/---
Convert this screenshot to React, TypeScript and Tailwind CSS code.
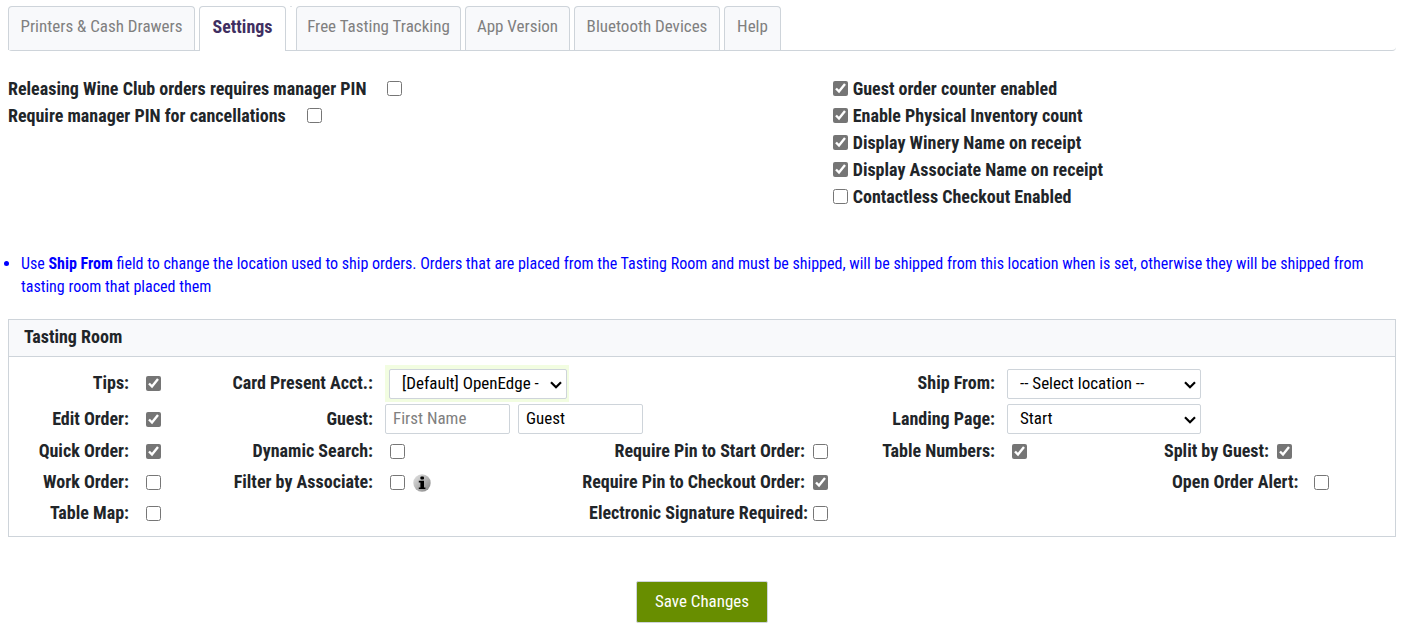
import { useState } from 'react';

const tabs = [
  { name: 'Printers & Cash Drawers', width: 'w-[187px]' },
  { name: 'Settings', width: 'w-[87px]' },
  { name: 'Free Tasting Tracking', width: 'w-[165px]' },
  { name: 'App Version', width: 'w-[105px]' },
  { name: 'Bluetooth Devices', width: 'w-[146px]' },
  { name: 'Help', width: 'w-[57px]' },
];

function Check({ id, checked = false }: { id: string; checked?: boolean }) {
  return <input id={id} type="checkbox" defaultChecked={checked} className="size-[15px] shrink-0 accent-[#757575]" />;
}

function Select({ id, option }: { id: string; option: string }) {
  return (
    <div className="relative w-full">
      <select id={id} className="block h-[30px] w-full appearance-none rounded-[2px] border border-[#ced4da] bg-white pr-6 pb-[3px] pl-3 text-[17px] text-black">
        <option>{option}</option>
      </select>
      <svg viewBox="0 0 12 8" className="pointer-events-none absolute top-3 right-[5px] h-2 w-3" fill="none" stroke="#000" strokeWidth="2.2">
        <path d="M1 1.2 6 6.2 11 1.2" />
      </svg>
    </div>
  );
}

function InfoIcon() {
  return (
    <svg viewBox="0 0 18 18" className="size-[18px]" role="img" aria-label="Info">
      <defs>
        <linearGradient id="info-fill" x1="0" y1="0" x2="1" y2="1">
          <stop offset="0" stopColor="#e6e6e6" />
          <stop offset="1" stopColor="#858585" />
        </linearGradient>
      </defs>
      <circle cx="9" cy="9" r="8.7" fill="url(#info-fill)" />
      <rect x="7.4" y="2.6" width="3.6" height="3" rx="1" />
      <path d="M5.8 6.8H11V13.4h1.4V15H5.8v-1.6h1.6V8.4H5.8z" />
    </svg>
  );
}

export default function App() {
  const [active, setActive] = useState('Settings');

  return (
    <main className="px-2 pt-[6px] pb-4 font-['Roboto_Condensed','Liberation_Sans_Narrow','Liberation_Sans',sans-serif] text-lg leading-[27px] whitespace-nowrap text-[#212529]">
      <nav className="mr-px flex h-[45px] gap-1 rounded-b border-b border-[#ced4da]">
        {tabs.map((tab) => (
          <div key={tab.name} className="flex gap-1">
            <button
              type="button"
              onClick={() => setActive(tab.name)}
              className={`${tab.width} rounded-t border border-b-0 border-[#ced4da] ${
                active === tab.name ? 'h-[45px] bg-white pb-[6px] font-bold text-[#3f2f61]' : 'h-[44px] bg-[#f8f9fb] pb-1 text-[17px] text-[#808080]'
              }`}
            >
              {tab.name}
            </button>
            {tab.name === 'Settings' && <span className="h-px w-[2px] bg-[#dee2e6]" />}
          </div>
        ))}
      </nav>

      <section className="mt-6 grid grid-cols-[19fr_13fr] font-bold">
        <div>
          <div className="flex h-[27px] items-center gap-[21px]">
            <label htmlFor="release-pin">Releasing Wine Club orders requires manager PIN</label>
            <Check id="release-pin" />
          </div>
          <div className="flex h-[27px] items-center gap-[21px]">
            <label htmlFor="cancel-pin">Require manager PIN for cancellations</label>
            <Check id="cancel-pin" />
          </div>
        </div>
        <div>
          <div className="flex h-[27px] items-center gap-[5px]">
            <Check id="guest-counter" checked />
            <label htmlFor="guest-counter">Guest order counter enabled</label>
          </div>
          <div className="flex h-[27px] items-center gap-[5px]">
            <Check id="inventory" checked />
            <label htmlFor="inventory">Enable Physical Inventory count</label>
          </div>
          <div className="flex h-[27px] items-center gap-[5px]">
            <Check id="winery-name" checked />
            <label htmlFor="winery-name">Display Winery Name on receipt</label>
          </div>
          <div className="flex h-[27px] items-center gap-[5px]">
            <Check id="associate-name" checked />
            <label htmlFor="associate-name">Display Associate Name on receipt</label>
          </div>
          <div className="flex h-[27px] items-center gap-[5px]">
            <Check id="contactless" />
            <label htmlFor="contactless">Contactless Checkout Enabled</label>
          </div>
        </div>
      </section>

      <ul className="mt-[42px] list-disc pl-[13px] text-base leading-[23px] whitespace-normal text-[#0000ff]">
        <li>
          Use <b>Ship From</b> field to change the location used to ship orders. Orders that are placed from the Tasting
          Room and must be shipped, will be shipped from this location when is set, otherwise they will be shipped from
          tasting room that placed them
        </li>
      </ul>

      <section className="mt-[21px] mr-px border border-[#ced4da]">
        <h2 className="h-[37px] border-b border-[#ced4da] bg-[#f8f9fb] pt-[3px] pl-[15px] font-bold">Tasting Room</h2>
        <div className="grid grid-cols-[120fr_100fr_144fr_207fr_248fr_167fr_169fr_231fr] grid-rows-[37px_34px_31px_31px_31px] items-center pt-2 pb-[7px] [&_label]:pb-[2px]">
          <label htmlFor="tips" className="text-right font-bold">Tips:</label>
          <div className="flex pl-[17px]"><Check id="tips" checked /></div>
          <label htmlFor="card-acct" className="text-right font-bold">Card Present Acct.:</label>
          <div className="col-span-2 pl-3">
            <div className="flex h-[37px] w-[184px] items-center bg-[#f2fde1] pr-[2px] pl-1">
              <Select id="card-acct" option="[Default] OpenEdge - " />
            </div>
          </div>
          <label htmlFor="ship-from" className="text-right font-bold">Ship From:</label>
          <div className="col-span-2 flex w-[206px] pl-3">
            <Select id="ship-from" option="-- Select location --" />
          </div>

          <label htmlFor="edit-order" className="text-right font-bold">Edit Order:</label>
          <div className="flex pl-[17px]"><Check id="edit-order" checked /></div>
          <label htmlFor="guest-first" className="text-right font-bold">Guest:</label>
          <div className="col-span-2 flex gap-2 pl-3">
            <input id="guest-first" placeholder="First Name" className="h-[30px] w-[125px] rounded-[2px] border border-[#ced4da] px-[7px] pb-[3px] text-[17px] text-black placeholder:text-[#808080]" />
            <input aria-label="Last Name" defaultValue="Guest" className="h-[30px] w-[125px] rounded-[2px] border border-[#ced4da] px-[7px] pb-[3px] text-[17px] text-black" />
          </div>
          <label htmlFor="landing" className="text-right font-bold">Landing Page:</label>
          <div className="col-span-2 flex w-[206px] pl-3">
            <Select id="landing" option="Start" />
          </div>

          <label htmlFor="quick-order" className="text-right font-bold">Quick Order:</label>
          <div className="flex pl-[17px]"><Check id="quick-order" checked /></div>
          <label htmlFor="dynamic-search" className="text-right font-bold">Dynamic Search:</label>
          <div className="flex pl-[17px]"><Check id="dynamic-search" /></div>
          <div className="flex items-center justify-end gap-2 font-bold">
            <label htmlFor="pin-start">Require Pin to Start Order:</label>
            <Check id="pin-start" />
          </div>
          <label htmlFor="table-numbers" className="text-right font-bold">Table Numbers:</label>
          <div className="flex pl-[17px]"><Check id="table-numbers" checked /></div>
          <div className="flex items-center gap-2 font-bold">
            <label htmlFor="split-guest">Split by Guest:</label>
            <Check id="split-guest" checked />
          </div>

          <label htmlFor="work-order" className="text-right font-bold">Work Order:</label>
          <div className="flex pl-[17px]"><Check id="work-order" /></div>
          <label htmlFor="filter-associate" className="text-right font-bold">Filter by Associate:</label>
          <div className="flex items-center gap-2 pl-[17px]">
            <Check id="filter-associate" />
            <InfoIcon />
          </div>
          <div className="flex items-center justify-end gap-2 font-bold">
            <label htmlFor="pin-checkout">Require Pin to Checkout Order:</label>
            <Check id="pin-checkout" checked />
          </div>
          <div className="col-start-8 flex items-center gap-4 pl-2 font-bold">
            <label htmlFor="open-alert">Open Order Alert:</label>
            <Check id="open-alert" />
          </div>

          <label htmlFor="table-map" className="text-right font-bold">Table Map:</label>
          <div className="flex pl-[17px]"><Check id="table-map" /></div>
          <div className="col-start-5 flex items-center justify-end gap-[5px] font-bold">
            <label htmlFor="signature">Electronic Signature Required:</label>
            <Check id="signature" />
          </div>
        </div>
      </section>

      <div className="mt-11 mr-px flex justify-center">
        <button type="button" className="h-[42px] w-[132px] rounded-[2px] border border-[#ced4da] bg-[#688e00] pb-[2px] text-[17px] text-white">
          Save Changes
        </button>
      </div>
    </main>
  );
}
\---
THE EXERCISE
Each line that has the word "this" should be copied.

ANSWER
Convert this screenshot to React, TypeScript and Tailwind CSS code.
          Room and must be shipped, will be shipped from this location when is set, otherwise they will be shipped from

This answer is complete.